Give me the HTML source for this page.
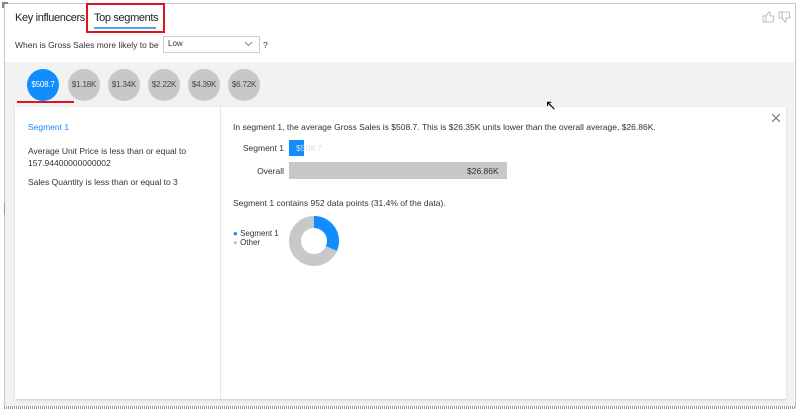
<!DOCTYPE html><html><head><style>
body{margin:0;width:800px;height:414px;background:#fff;font-family:"Liberation Sans",sans-serif;position:relative;overflow:hidden}
.a{position:absolute}
.c{position:absolute;top:69px;width:32px;height:32px;border-radius:50%;background:#c8c8c8;color:#444;font-size:8px;line-height:32px;text-align:center;letter-spacing:-0.2px}
.t{font-size:8.5px;color:#333}
</style></head><body>
<div class="a" style="left:4px;top:3px;width:790px;height:403px;border:1px solid #c6c6c6"></div>
<div class="a" style="left:4px;top:406px;width:791px;height:3px;background:repeating-linear-gradient(90deg,#999 0 1px,#fff 1px 2px)"></div>
<div class="a" style="left:2px;top:2px;width:4px;height:4px;border-left:2px solid #888;border-top:2px solid #888"></div>
<div class="a" style="left:4px;top:203px;width:3px;height:12px;background:#999"></div>
<div class="a" style="left:15px;top:12px;font-size:11px;letter-spacing:-0.35px;color:#222">Key influencers</div>
<div class="a" style="left:86px;top:3px;width:75px;height:26px;border:2px solid #e0141e"></div>
<div class="a" style="left:94px;top:12px;font-size:11px;letter-spacing:-0.35px;color:#222">Top segments</div>
<div class="a" style="left:94px;top:27px;width:62px;height:2px;background:#5aa0e6"></div>
<div class="a" style="left:15px;top:40px;font-size:8.5px;color:#333">When is Gross Sales more likely to be</div>
<div class="a" style="left:163px;top:36px;width:95px;height:15px;border:1px solid #ccc"></div>
<div class="a" style="left:168px;top:39px;font-size:8px;color:#333">Low</div>
<svg class="a" style="left:244px;top:41px" width="9" height="6"><path d="M1 1L4.5 4.5L8 1" fill="none" stroke="#888"/></svg>
<div class="a" style="left:263px;top:40px;font-size:8.5px;color:#333">?</div>
<svg class="a" style="left:762px;top:11px" width="30" height="12" fill="none" stroke="#aaa" stroke-width="0.8">
<path d="M1 5h3v6H1zM4 5l3-4h1v4h4l-1 6H4"/>
<path d="M17 7h3V1h-3zM20 7l3 4h1V7h4l-1-6h-7"/>
</svg>
<div class="a" style="left:5px;top:62px;width:789px;height:344px;background:#f2f2f2"></div>
<div class="c" style="left:27px;background:#118dff;color:#fff">$508.7</div>
<div class="c" style="left:68px">$1.18K</div>
<div class="c" style="left:108px">$1.34K</div>
<div class="c" style="left:148px">$2.22K</div>
<div class="c" style="left:188px">$4.39K</div>
<div class="c" style="left:228px">$6.72K</div>
<div class="a" style="left:17px;top:101px;width:57px;height:2px;background:#e0141e"></div>
<div class="a" style="left:15px;top:107px;width:771px;height:292px;background:#fff;box-shadow:0 1px 2px #ccc"></div>
<div class="a" style="left:220px;top:107px;width:1px;height:292px;background:#e6e6e6"></div>
<svg class="a" style="left:772px;top:114px" width="8" height="8"><path d="M0 0L8 8M8 0L0 8" stroke="#666"/></svg>
<div class="a t" style="left:28px;top:122px;color:#118dff">Segment 1</div>
<div class="a t" style="left:28px;top:145px;line-height:12px;width:190px">Average Unit Price is less than or equal to 157.94400000000002</div>
<div class="a t" style="left:28px;top:177px">Sales Quantity is less than or equal to 3</div>
<div class="a t" style="left:233px;top:122px">In segment 1, the average Gross Sales is $508.7. This is $26.35K units lower than the overall average, $26.86K.</div>
<div class="a t" style="left:220px;width:64px;text-align:right;top:143px">Segment 1</div>
<div class="a" style="left:289px;top:140px;width:15px;height:16px;background:#118dff"></div>
<div class="a t" style="left:296px;top:143px;color:#ddd">$508.7</div>
<div class="a t" style="left:220px;width:64px;text-align:right;top:166px">Overall</div>
<div class="a" style="left:289px;top:162px;width:218px;height:17px;background:#c8c8c8"></div>
<div class="a t" style="left:467px;top:166px">$26.86K</div>
<div class="a t" style="left:233px;top:198px">Segment 1 contains 952 data points (31.4% of the data).</div>
<div class="a t" style="left:233px;top:229px;font-size:8px"><span style="color:#118dff">●</span> Segment 1<br><span style="color:#ccc">●</span> Other</div>
<svg class="a" style="left:288px;top:215px" width="52" height="52" viewBox="0 0 52 52">
<circle cx="26" cy="26" r="19" fill="none" stroke="#c8c8c8" stroke-width="12"/>
<circle cx="26" cy="26" r="19" fill="none" stroke="#118dff" stroke-width="12" stroke-dasharray="37.5 200" transform="rotate(-90 26 26)"/>
</svg>
<div class="a" style="left:545px;top:97px;font-size:14px">↖</div>
</body></html>
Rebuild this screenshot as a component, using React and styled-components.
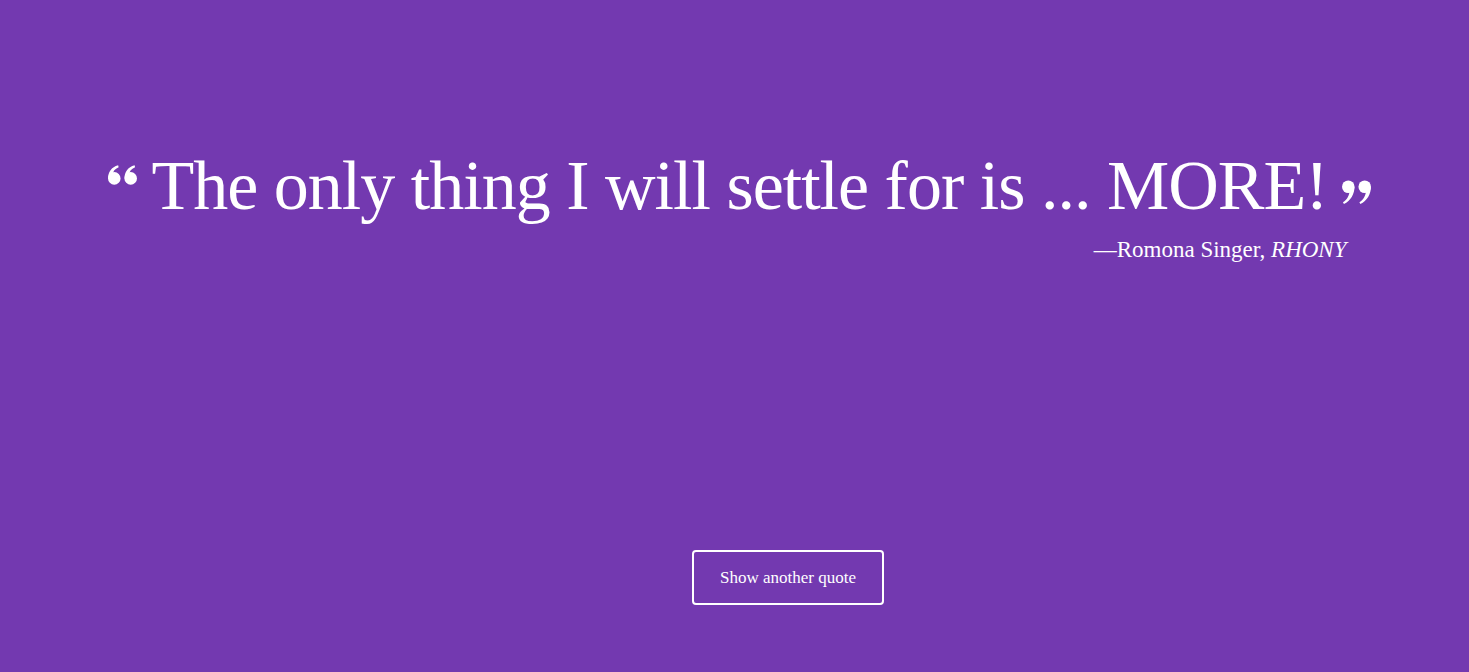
import React from "react";
import styled, { createGlobalStyle } from "styled-components";

const Global = createGlobalStyle`
  html, body { margin: 0; padding: 0; background: #7339b0; }
  body { font-family: "Liberation Serif", "DejaVu Serif", serif; color: #fff; }
`;

const Page = styled.main`
  height: 672px;
  display: flex;
  flex-direction: column;
  align-items: center;
  overflow: hidden;
`;

const QuoteBlock = styled.figure`
  margin: 0;
  padding-top: 141px;
  display: flex;
  flex-direction: column;
  align-items: stretch;
`;

const QuoteLine = styled.blockquote`
  margin: 0;
  display: flex;
  align-items: flex-start;
  gap: 15px;
  padding-left: 10px;
`;

const QuoteText = styled.span`
  font-size: 70px;
  letter-spacing: -1px;
  line-height: 90px;
  white-space: nowrap;
`;

const Mark = styled.svg`
  width: 29px;
  height: ${(p) => p.$h}px;
  flex: none;
  margin-top: ${(p) => p.$top}px;
  fill: #fff;
`;

const Attribution = styled.figcaption`
  align-self: flex-end;
  margin-right: 25px;
  font-size: 23px;
  line-height: 28px;
  margin-top: 5px;
  em { font-style: italic; }
`;

const ButtonRow = styled.div`
  margin-top: auto;
  margin-bottom: 67px;
  padding-left: 107px;
`;

const Button = styled.button`
  font-family: "Liberation Serif", "DejaVu Serif", serif;
  font-size: 17px;
  color: #fff;
  background: transparent;
  border: 2px solid #fff;
  border-radius: 4px;
  width: 192px;
  height: 55px;
  cursor: pointer;
`;

const LeftQuote = () => (
  <Mark $top={24} $h={20} viewBox="0 0 30 20" aria-hidden="true">
    <circle cx="6.5" cy="13.5" r="6.5" />
    <path d="M0.1 13.5 C0 7 3.5 2 10.5 0 L11 2 C7 3.6 5 6.5 5.2 9.5 Z" />
    <circle cx="23.5" cy="13.5" r="6.5" />
    <path d="M17.1 13.5 C17 7 20.5 2 27.5 0 L28 2 C24 3.6 22 6.5 22.2 9.5 Z" />
  </Mark>
);

const RightQuote = () => (
  <Mark $top={39} $h={25} viewBox="0 0 30 25" aria-hidden="true">
    <circle cx="6.5" cy="6.5" r="6.5" />
    <path d="M12.9 6.5 C13 14 9 21 2 24.5 L1 22.6 C5.5 20 7.5 15.5 7.8 11 Z" />
    <circle cx="23.5" cy="6.5" r="6.5" />
    <path d="M29.9 6.5 C30 14 26 21 19 24.5 L18 22.6 C22.5 20 24.5 15.5 24.8 11 Z" />
  </Mark>
);

export default function App() {
  return (
    <>
      <Global />
      <Page>
        <QuoteBlock>
          <QuoteLine>
            <LeftQuote />
            <QuoteText>The only thing I will settle for is ... MORE!</QuoteText>
            <RightQuote />
          </QuoteLine>
          <Attribution>
            —Romona Singer, <em>RHONY</em>
          </Attribution>
        </QuoteBlock>
        <ButtonRow>
          <Button>Show another quote</Button>
        </ButtonRow>
      </Page>
    </>
  );
}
----
Skip the pictures and print each record exactly as it stands.

■ RESULT OF THE TASK:
Give me the HTML source for this page.
<!DOCTYPE html><html><head><style>
body{margin:0;width:800px;height:414px;background:#fff;font-family:"Liberation Sans",sans-serif;position:relative;overflow:hidden}
.a{position:absolute}
.c{position:absolute;top:69px;width:32px;height:32px;border-radius:50%;background:#c8c8c8;color:#444;font-size:8px;line-height:32px;text-align:center;letter-spacing:-0.2px}
.t{font-size:8.5px;color:#333}
</style></head><body>
<div class="a" style="left:4px;top:3px;width:790px;height:403px;border:1px solid #c6c6c6"></div>
<div class="a" style="left:4px;top:406px;width:791px;height:3px;background:repeating-linear-gradient(90deg,#999 0 1px,#fff 1px 2px)"></div>
<div class="a" style="left:2px;top:2px;width:4px;height:4px;border-left:2px solid #888;border-top:2px solid #888"></div>
<div class="a" style="left:4px;top:203px;width:3px;height:12px;background:#999"></div>
<div class="a" style="left:15px;top:12px;font-size:11px;letter-spacing:-0.35px;color:#222">Key influencers</div>
<div class="a" style="left:86px;top:3px;width:75px;height:26px;border:2px solid #e0141e"></div>
<div class="a" style="left:94px;top:12px;font-size:11px;letter-spacing:-0.35px;color:#222">Top segments</div>
<div class="a" style="left:94px;top:27px;width:62px;height:2px;background:#5aa0e6"></div>
<div class="a" style="left:15px;top:40px;font-size:8.5px;color:#333">When is Gross Sales more likely to be</div>
<div class="a" style="left:163px;top:36px;width:95px;height:15px;border:1px solid #ccc"></div>
<div class="a" style="left:168px;top:39px;font-size:8px;color:#333">Low</div>
<svg class="a" style="left:244px;top:41px" width="9" height="6"><path d="M1 1L4.5 4.5L8 1" fill="none" stroke="#888"/></svg>
<div class="a" style="left:263px;top:40px;font-size:8.5px;color:#333">?</div>
<svg class="a" style="left:762px;top:11px" width="30" height="12" fill="none" stroke="#aaa" stroke-width="0.8">
<path d="M1 5h3v6H1zM4 5l3-4h1v4h4l-1 6H4"/>
<path d="M17 7h3V1h-3zM20 7l3 4h1V7h4l-1-6h-7"/>
</svg>
<div class="a" style="left:5px;top:62px;width:789px;height:344px;background:#f2f2f2"></div>
<div class="c" style="left:27px;background:#118dff;color:#fff">$508.7</div>
<div class="c" style="left:68px">$1.18K</div>
<div class="c" style="left:108px">$1.34K</div>
<div class="c" style="left:148px">$2.22K</div>
<div class="c" style="left:188px">$4.39K</div>
<div class="c" style="left:228px">$6.72K</div>
<div class="a" style="left:17px;top:101px;width:57px;height:2px;background:#e0141e"></div>
<div class="a" style="left:15px;top:107px;width:771px;height:292px;background:#fff;box-shadow:0 1px 2px #ccc"></div>
<div class="a" style="left:220px;top:107px;width:1px;height:292px;background:#e6e6e6"></div>
<svg class="a" style="left:772px;top:114px" width="8" height="8"><path d="M0 0L8 8M8 0L0 8" stroke="#666"/></svg>
<div class="a t" style="left:28px;top:122px;color:#118dff">Segment 1</div>
<div class="a t" style="left:28px;top:145px;line-height:12px;width:190px">Average Unit Price is less than or equal to 157.94400000000002</div>
<div class="a t" style="left:28px;top:177px">Sales Quantity is less than or equal to 3</div>
<div class="a t" style="left:233px;top:122px">In segment 1, the average Gross Sales is $508.7. This is $26.35K units lower than the overall average, $26.86K.</div>
<div class="a t" style="left:220px;width:64px;text-align:right;top:143px">Segment 1</div>
<div class="a" style="left:289px;top:140px;width:15px;height:16px;background:#118dff"></div>
<div class="a t" style="left:296px;top:143px;color:#ddd">$508.7</div>
<div class="a t" style="left:220px;width:64px;text-align:right;top:166px">Overall</div>
<div class="a" style="left:289px;top:162px;width:218px;height:17px;background:#c8c8c8"></div>
<div class="a t" style="left:467px;top:166px">$26.86K</div>
<div class="a t" style="left:233px;top:198px">Segment 1 contains 952 data points (31.4% of the data).</div>
<div class="a t" style="left:233px;top:229px;font-size:8px"><span style="color:#118dff">●</span> Segment 1<br><span style="color:#ccc">●</span> Other</div>
<svg class="a" style="left:288px;top:215px" width="52" height="52" viewBox="0 0 52 52">
<circle cx="26" cy="26" r="19" fill="none" stroke="#c8c8c8" stroke-width="12"/>
<circle cx="26" cy="26" r="19" fill="none" stroke="#118dff" stroke-width="12" stroke-dasharray="37.5 200" transform="rotate(-90 26 26)"/>
</svg>
<div class="a" style="left:545px;top:97px;font-size:14px">↖</div>
</body></html>
Rebuild this screenshot as a component, using React and styled-components.
import React from "react";
import styled, { createGlobalStyle } from "styled-components";

const Global = createGlobalStyle`
  html, body { margin: 0; padding: 0; background: #7339b0; }
  body { font-family: "Liberation Serif", "DejaVu Serif", serif; color: #fff; }
`;

const Page = styled.main`
  height: 672px;
  display: flex;
  flex-direction: column;
  align-items: center;
  overflow: hidden;
`;

const QuoteBlock = styled.figure`
  margin: 0;
  padding-top: 141px;
  display: flex;
  flex-direction: column;
  align-items: stretch;
`;

const QuoteLine = styled.blockquote`
  margin: 0;
  display: flex;
  align-items: flex-start;
  gap: 15px;
  padding-left: 10px;
`;

const QuoteText = styled.span`
  font-size: 70px;
  letter-spacing: -1px;
  line-height: 90px;
  white-space: nowrap;
`;

const Mark = styled.svg`
  width: 29px;
  height: ${(p) => p.$h}px;
  flex: none;
  margin-top: ${(p) => p.$top}px;
  fill: #fff;
`;

const Attribution = styled.figcaption`
  align-self: flex-end;
  margin-right: 25px;
  font-size: 23px;
  line-height: 28px;
  margin-top: 5px;
  em { font-style: italic; }
`;

const ButtonRow = styled.div`
  margin-top: auto;
  margin-bottom: 67px;
  padding-left: 107px;
`;

const Button = styled.button`
  font-family: "Liberation Serif", "DejaVu Serif", serif;
  font-size: 17px;
  color: #fff;
  background: transparent;
  border: 2px solid #fff;
  border-radius: 4px;
  width: 192px;
  height: 55px;
  cursor: pointer;
`;

const LeftQuote = () => (
  <Mark $top={24} $h={20} viewBox="0 0 30 20" aria-hidden="true">
    <circle cx="6.5" cy="13.5" r="6.5" />
    <path d="M0.1 13.5 C0 7 3.5 2 10.5 0 L11 2 C7 3.6 5 6.5 5.2 9.5 Z" />
    <circle cx="23.5" cy="13.5" r="6.5" />
    <path d="M17.1 13.5 C17 7 20.5 2 27.5 0 L28 2 C24 3.6 22 6.5 22.2 9.5 Z" />
  </Mark>
);

const RightQuote = () => (
  <Mark $top={39} $h={25} viewBox="0 0 30 25" aria-hidden="true">
    <circle cx="6.5" cy="6.5" r="6.5" />
    <path d="M12.9 6.5 C13 14 9 21 2 24.5 L1 22.6 C5.5 20 7.5 15.5 7.8 11 Z" />
    <circle cx="23.5" cy="6.5" r="6.5" />
    <path d="M29.9 6.5 C30 14 26 21 19 24.5 L18 22.6 C22.5 20 24.5 15.5 24.8 11 Z" />
  </Mark>
);

export default function App() {
  return (
    <>
      <Global />
      <Page>
        <QuoteBlock>
          <QuoteLine>
            <LeftQuote />
            <QuoteText>The only thing I will settle for is ... MORE!</QuoteText>
            <RightQuote />
          </QuoteLine>
          <Attribution>
            —Romona Singer, <em>RHONY</em>
          </Attribution>
        </QuoteBlock>
        <ButtonRow>
          <Button>Show another quote</Button>
        </ButtonRow>
      </Page>
    </>
  );
}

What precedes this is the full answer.